= Ouagadagou Declaration =

The Ouagadagou Declaration is the final declaration signed by the six political and military movements of Azawad, following a meeting that took place in Burkina Faso at the end of August 2014. The purpose of the declaration was to put an end to hostilities in northern Mali and to establish a political and legal status for Azawad. It was signed on August 28, 2014, in Ouagadougou, Burkina Faso. During this meeting, the groups were gathered together for the first time since the Ouagadougou Agreements of June 2013. The meeting took place following the first round of the Algiers peace negotiations in July 2014 and before these negotiations resumed in Algiers on September 1, 2014.

==Background==

A meeting took place in Ouagadougou from 25 to 28 August bringing together six different armed groups in northern Mali. The meeting was intended to encourage dialogue to resolve participants’ differences and to present a united front during official negotiations with the Malian government in Algiers, to find an acceptable solution to all the parties to the Northern Mali conflict.

The meeting was facilitated and moderated by the Centre for Humanitarian Dialogue (HD), chaired by High Council for Unity of Azawad (HCUA) and co-financed by the United Nations Multidimensional Integrated Stabilization Mission in Mali (MINUSMA).

==Participants==

The participants of this meeting included:
- The High Council for Unity of Azawad (HCUA)
- The National Movement for the Liberation of Azawad (MNLA)
- The Arab Movement of Azawad (MAA) signatory of the Algiers Platform of June 14, 2014
- Coalition for the People of Azawad (CPA), and
- Coordination of Patriotic Resistance Movements and Forces (CMFPR)

==Results==
The meeting helped to develop a conflict management committee in northern Mali and to establish a monitoring committee for the Ouagadougou Declaration. The HCUA, with support from HD, worked to bring all groups together to resolve their disputes. It encouraged them to develop a common position during the negotiations in Algiers and therefore to facilitate the discussions with the government in the rounds following the Declaration.
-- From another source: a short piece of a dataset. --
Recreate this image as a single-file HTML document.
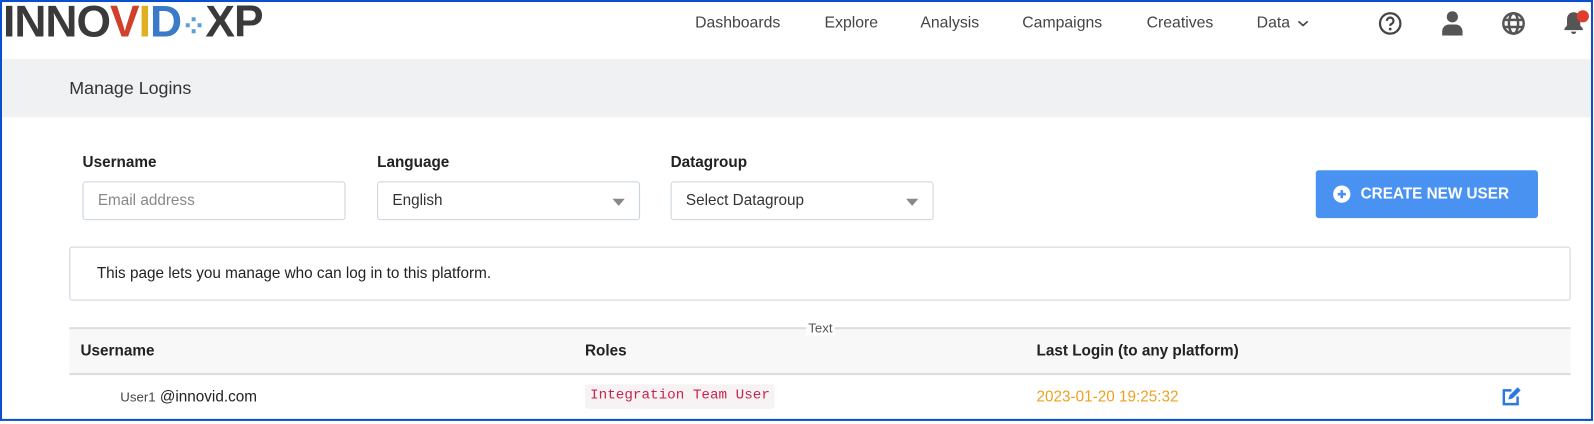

The declaration also brought an end to rivalries and hostilities on the ground especially between the MAA, MNLA group and MAA around Tabankort. Discussions during the meeting allowed an exchange of prisoners between the two groups.

==Signatories==
The declaration was signed by:

Algabass Ag Intalla representing the Coordination of Political-Military Movement of Azawad / northern Mali (MNLA, HCUA, MAA and CMFPR).

Ahmed Ould Sidi Mohamed representing the Movement Coordination Politico-Military Azawad signatories of the Algiers Platform of June 14, 2014 (CPA, CMFPR and MAA), also known as "the Platform".